> **The problem**
Scan the data. Collect each line that contains the word "drawn".

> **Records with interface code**
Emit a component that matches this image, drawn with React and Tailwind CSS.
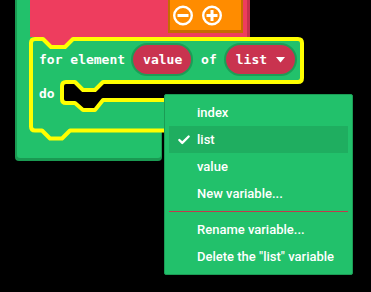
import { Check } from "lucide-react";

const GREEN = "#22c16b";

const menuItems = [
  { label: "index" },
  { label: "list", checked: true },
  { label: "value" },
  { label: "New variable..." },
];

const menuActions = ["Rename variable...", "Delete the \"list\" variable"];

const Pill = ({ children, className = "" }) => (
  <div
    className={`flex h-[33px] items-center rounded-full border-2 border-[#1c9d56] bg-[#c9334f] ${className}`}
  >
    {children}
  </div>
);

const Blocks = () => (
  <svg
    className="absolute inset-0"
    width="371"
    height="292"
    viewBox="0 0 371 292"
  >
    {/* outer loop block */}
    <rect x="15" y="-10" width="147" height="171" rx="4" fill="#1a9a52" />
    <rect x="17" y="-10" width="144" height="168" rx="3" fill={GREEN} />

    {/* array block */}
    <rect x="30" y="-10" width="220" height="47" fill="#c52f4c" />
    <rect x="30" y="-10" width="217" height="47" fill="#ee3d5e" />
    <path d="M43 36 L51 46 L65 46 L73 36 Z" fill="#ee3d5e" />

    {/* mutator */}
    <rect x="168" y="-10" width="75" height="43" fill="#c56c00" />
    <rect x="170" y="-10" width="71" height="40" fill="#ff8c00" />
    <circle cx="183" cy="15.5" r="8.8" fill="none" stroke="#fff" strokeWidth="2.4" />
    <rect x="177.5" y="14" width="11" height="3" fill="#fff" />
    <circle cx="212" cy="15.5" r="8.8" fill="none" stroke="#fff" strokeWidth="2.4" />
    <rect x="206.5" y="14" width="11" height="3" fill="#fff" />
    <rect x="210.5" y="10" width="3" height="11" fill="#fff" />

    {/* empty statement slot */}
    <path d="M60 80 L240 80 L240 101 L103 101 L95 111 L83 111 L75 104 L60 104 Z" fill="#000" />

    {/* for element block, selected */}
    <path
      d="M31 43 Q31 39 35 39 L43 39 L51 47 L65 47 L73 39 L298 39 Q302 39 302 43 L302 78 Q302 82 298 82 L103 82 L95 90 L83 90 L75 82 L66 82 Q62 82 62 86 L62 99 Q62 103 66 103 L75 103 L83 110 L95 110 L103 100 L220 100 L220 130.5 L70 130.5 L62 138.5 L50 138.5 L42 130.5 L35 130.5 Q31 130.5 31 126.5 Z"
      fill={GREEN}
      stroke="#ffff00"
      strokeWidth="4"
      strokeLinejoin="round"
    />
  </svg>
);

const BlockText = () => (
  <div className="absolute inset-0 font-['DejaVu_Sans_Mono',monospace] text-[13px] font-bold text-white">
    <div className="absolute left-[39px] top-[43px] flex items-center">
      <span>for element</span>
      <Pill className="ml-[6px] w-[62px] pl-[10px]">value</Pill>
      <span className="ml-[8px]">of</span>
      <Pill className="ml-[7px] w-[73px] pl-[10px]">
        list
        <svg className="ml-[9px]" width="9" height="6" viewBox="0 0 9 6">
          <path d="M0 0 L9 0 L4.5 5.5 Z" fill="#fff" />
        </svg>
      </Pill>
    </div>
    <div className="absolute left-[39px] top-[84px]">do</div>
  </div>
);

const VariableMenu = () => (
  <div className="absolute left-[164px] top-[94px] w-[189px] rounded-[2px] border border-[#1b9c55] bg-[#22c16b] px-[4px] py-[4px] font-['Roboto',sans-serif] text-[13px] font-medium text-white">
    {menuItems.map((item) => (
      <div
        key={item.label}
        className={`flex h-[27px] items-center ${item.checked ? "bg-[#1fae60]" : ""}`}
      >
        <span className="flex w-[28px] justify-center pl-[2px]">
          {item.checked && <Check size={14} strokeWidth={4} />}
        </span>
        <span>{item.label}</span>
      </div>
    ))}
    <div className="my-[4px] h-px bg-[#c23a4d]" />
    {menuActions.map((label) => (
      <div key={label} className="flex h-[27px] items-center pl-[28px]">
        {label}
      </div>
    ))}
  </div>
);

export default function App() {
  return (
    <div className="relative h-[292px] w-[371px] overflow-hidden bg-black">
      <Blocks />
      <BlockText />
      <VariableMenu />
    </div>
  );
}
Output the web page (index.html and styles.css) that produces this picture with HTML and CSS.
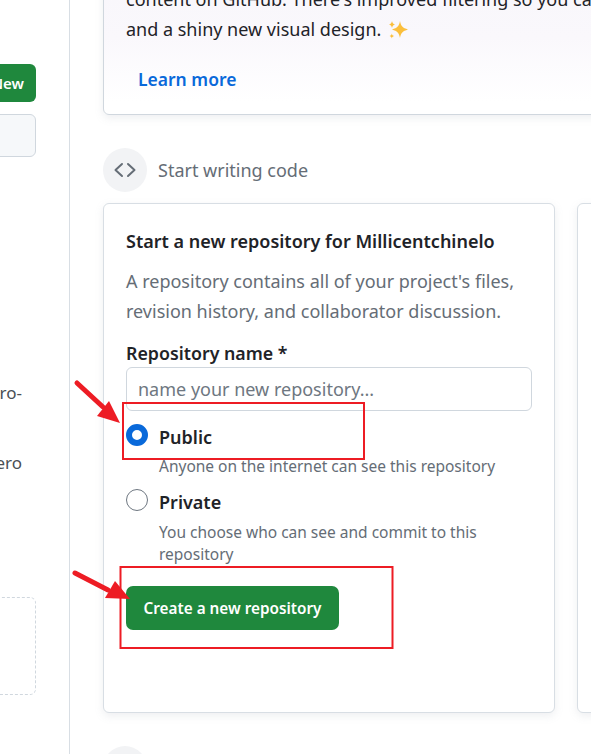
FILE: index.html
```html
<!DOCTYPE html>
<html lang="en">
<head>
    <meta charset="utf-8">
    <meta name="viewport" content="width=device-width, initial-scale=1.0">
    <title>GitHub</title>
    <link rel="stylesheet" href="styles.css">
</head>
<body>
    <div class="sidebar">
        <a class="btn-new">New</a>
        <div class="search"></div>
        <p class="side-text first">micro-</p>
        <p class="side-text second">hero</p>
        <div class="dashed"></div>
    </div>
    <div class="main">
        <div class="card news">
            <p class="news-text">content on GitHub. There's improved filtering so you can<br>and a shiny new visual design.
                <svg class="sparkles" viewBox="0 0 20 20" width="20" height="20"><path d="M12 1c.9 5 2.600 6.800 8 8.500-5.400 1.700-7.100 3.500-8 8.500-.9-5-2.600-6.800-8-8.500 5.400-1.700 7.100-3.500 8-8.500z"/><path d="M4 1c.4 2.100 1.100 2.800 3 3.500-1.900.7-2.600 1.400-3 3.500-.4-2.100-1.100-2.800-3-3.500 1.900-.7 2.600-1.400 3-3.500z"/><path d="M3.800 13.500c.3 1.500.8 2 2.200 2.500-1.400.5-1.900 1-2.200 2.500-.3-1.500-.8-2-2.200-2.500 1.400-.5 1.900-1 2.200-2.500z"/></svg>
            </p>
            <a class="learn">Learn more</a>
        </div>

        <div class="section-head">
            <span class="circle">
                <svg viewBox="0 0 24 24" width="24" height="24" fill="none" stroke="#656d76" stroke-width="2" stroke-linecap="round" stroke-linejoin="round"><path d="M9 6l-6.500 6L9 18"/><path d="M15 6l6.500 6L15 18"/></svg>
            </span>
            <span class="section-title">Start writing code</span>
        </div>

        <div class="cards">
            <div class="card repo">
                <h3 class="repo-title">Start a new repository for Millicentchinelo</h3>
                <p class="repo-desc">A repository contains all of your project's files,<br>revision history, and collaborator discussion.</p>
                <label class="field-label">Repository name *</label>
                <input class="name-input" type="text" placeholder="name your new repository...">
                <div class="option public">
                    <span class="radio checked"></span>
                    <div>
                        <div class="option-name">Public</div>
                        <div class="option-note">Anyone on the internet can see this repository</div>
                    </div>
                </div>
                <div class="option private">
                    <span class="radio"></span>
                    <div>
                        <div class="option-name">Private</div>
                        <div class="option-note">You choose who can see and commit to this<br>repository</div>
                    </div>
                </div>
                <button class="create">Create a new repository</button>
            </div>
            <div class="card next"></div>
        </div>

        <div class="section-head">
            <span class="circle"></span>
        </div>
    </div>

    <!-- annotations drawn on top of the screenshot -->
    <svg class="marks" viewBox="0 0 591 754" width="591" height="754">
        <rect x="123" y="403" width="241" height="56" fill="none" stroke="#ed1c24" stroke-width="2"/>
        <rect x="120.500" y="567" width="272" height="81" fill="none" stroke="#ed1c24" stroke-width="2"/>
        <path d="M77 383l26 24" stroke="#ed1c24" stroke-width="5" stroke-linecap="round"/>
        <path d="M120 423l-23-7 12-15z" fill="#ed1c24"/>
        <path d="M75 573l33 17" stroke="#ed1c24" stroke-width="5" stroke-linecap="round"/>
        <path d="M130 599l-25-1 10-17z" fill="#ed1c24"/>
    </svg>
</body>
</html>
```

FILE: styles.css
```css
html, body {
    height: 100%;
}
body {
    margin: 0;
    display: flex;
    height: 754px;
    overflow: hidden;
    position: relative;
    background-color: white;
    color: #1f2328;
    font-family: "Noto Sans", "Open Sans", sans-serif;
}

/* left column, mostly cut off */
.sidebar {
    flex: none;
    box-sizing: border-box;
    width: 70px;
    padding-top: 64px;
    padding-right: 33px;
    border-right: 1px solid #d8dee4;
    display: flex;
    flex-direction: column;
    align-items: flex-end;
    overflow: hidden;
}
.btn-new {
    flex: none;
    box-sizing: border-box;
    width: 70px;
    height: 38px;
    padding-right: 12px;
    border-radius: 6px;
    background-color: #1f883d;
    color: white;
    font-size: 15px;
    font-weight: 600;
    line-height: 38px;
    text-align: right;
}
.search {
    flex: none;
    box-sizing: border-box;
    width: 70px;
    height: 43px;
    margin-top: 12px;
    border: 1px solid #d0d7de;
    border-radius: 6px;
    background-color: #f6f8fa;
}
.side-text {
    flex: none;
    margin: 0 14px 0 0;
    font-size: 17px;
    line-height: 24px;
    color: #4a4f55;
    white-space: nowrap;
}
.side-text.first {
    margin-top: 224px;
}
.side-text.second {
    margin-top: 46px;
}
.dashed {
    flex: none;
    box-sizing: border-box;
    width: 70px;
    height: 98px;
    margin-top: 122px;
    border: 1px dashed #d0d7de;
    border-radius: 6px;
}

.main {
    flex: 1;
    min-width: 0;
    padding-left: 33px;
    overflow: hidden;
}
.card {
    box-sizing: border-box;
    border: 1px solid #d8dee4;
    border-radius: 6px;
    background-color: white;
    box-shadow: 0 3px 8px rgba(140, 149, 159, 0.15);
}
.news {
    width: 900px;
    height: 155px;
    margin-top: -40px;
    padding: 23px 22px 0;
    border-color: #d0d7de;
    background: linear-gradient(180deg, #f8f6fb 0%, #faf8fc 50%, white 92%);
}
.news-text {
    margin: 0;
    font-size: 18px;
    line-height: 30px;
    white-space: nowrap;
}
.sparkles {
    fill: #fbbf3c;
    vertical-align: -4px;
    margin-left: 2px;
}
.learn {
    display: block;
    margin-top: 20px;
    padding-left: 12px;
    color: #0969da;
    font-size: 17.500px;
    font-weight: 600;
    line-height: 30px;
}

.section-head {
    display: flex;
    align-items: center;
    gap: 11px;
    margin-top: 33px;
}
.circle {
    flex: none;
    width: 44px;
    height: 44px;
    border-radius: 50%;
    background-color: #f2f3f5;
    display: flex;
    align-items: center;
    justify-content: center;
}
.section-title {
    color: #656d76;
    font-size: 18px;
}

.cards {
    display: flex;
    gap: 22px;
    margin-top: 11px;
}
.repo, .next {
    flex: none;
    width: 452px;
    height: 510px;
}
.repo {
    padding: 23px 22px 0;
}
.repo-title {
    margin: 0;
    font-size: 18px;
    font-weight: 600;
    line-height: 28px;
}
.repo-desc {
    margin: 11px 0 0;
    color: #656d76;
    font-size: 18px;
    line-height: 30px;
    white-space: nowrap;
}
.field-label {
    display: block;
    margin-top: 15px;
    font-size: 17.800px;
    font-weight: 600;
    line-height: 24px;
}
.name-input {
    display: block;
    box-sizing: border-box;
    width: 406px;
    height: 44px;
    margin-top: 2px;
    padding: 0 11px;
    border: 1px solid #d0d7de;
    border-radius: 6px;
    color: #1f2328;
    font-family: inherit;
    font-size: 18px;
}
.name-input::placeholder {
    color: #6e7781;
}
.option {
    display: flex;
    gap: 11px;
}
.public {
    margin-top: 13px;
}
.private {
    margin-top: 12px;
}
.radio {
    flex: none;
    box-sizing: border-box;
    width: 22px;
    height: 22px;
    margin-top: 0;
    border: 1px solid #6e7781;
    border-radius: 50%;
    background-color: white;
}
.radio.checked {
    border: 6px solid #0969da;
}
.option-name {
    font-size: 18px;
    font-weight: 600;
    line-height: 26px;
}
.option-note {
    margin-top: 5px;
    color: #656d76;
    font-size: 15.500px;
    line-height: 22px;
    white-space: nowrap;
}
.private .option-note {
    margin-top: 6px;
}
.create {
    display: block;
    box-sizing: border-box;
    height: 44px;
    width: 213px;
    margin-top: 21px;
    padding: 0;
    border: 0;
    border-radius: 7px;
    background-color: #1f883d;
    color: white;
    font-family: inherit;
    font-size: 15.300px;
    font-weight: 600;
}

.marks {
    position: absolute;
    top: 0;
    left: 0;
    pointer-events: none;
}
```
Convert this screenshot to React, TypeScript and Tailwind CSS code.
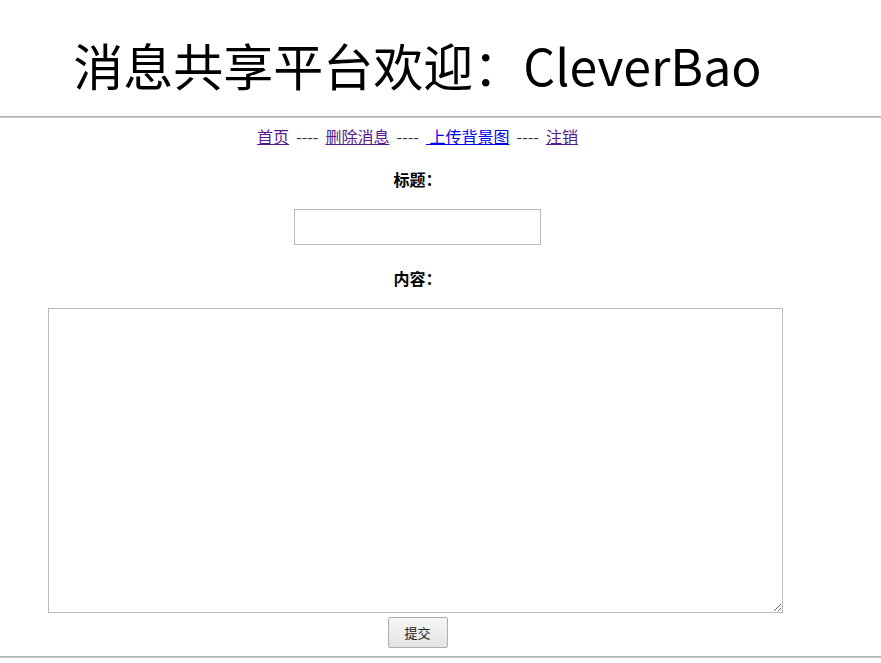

> **Completed task**
Emit a component that matches this image, drawn with React and Tailwind CSS.
    <!-- annotations drawn on top of the screenshot -->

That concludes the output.